Nevertheless, in 2002, MRC made its first application to the Department of Mineral Resources (DMR) (then the Department of Minerals and Energy) prospect the area with the intent to start mining in 2007. Prompted by the increased mining interests and pressures on the community, the Amadiba Crisis Committee (ACC) was founded by members of the community who were opposed to mining.

By July 2008, the DMR had granted mining rights to MRC’s South African subsidiary, Transworld Energy and Minerals (TEM) which owns the Xolobeni Mineral Sands project. This decision was met with protest from the community and subsequent backlash by police against those who spoke out. “In September 2008, pupils at the Xolobeni Junior Secondary School were jambokked by police after refusing to sing at an event organised by politicians to celebrate the granting of mining rights,” wrote one journalist at the time.

The ACC’s mobilisation against the decision resulted in the mining rights revocation. But the struggle did not end there.

Since 2011, the Xolobeni community has continued to oppose the mining prospects in their area, resolving to block the “environmental impact assement” required for mining to proceed in 2015. This blockade led to escalated violence and repression against the community by police. On 22 February 2016, planned drilling on the dunes was blocked by mass mobilisation. Shortly thereafter, Bazooka Radebe, chairperson of the ACC, was assassinated by two hitmen in front of his son on 22 March 2016.

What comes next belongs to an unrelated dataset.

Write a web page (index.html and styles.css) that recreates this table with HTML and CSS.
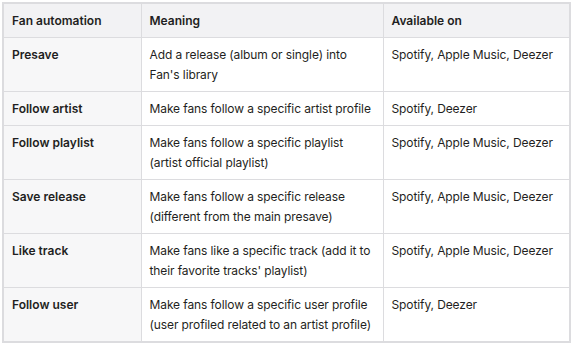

In April 2016, the South African Human Rights Commission condemned Mr Radebe’s murder and the ongoing violence related to mining in the Xolobeni community. Almost a year later in June 2017, the government announced an 18-month moratorium on mining in Xolobeni to allow time to “resolve” the community conflict. ACC has since rejected the moratorium, and contend that it is part of a strategy to demobilise community resistance and lay ground for the mining to proceed.

The struggle in Xolobeni is emblematic of hundreds of communities in the global South that struggle to claim their development sovereignty against corporates and states. In this case, the state is working with a development vision that ignores the interests and voices of the very community most directly affected. Their ongoing struggle to define and shape development for themselves speaks to the revolutionary nature of consent.

For WoMin, consent is tied to the question of power. As a collective, WoMin works with women and communities to build a “counter-power” around consent, bringing the voices and development interests of rural and peasant women to the centre of decision-making processes on development. Women’s power to counter patriarchal exclusion from discussions and decisions about capitalist extractivist development agendas that push them off their lands and open up their territories to exploitation is critical to building truly radical development alternatives.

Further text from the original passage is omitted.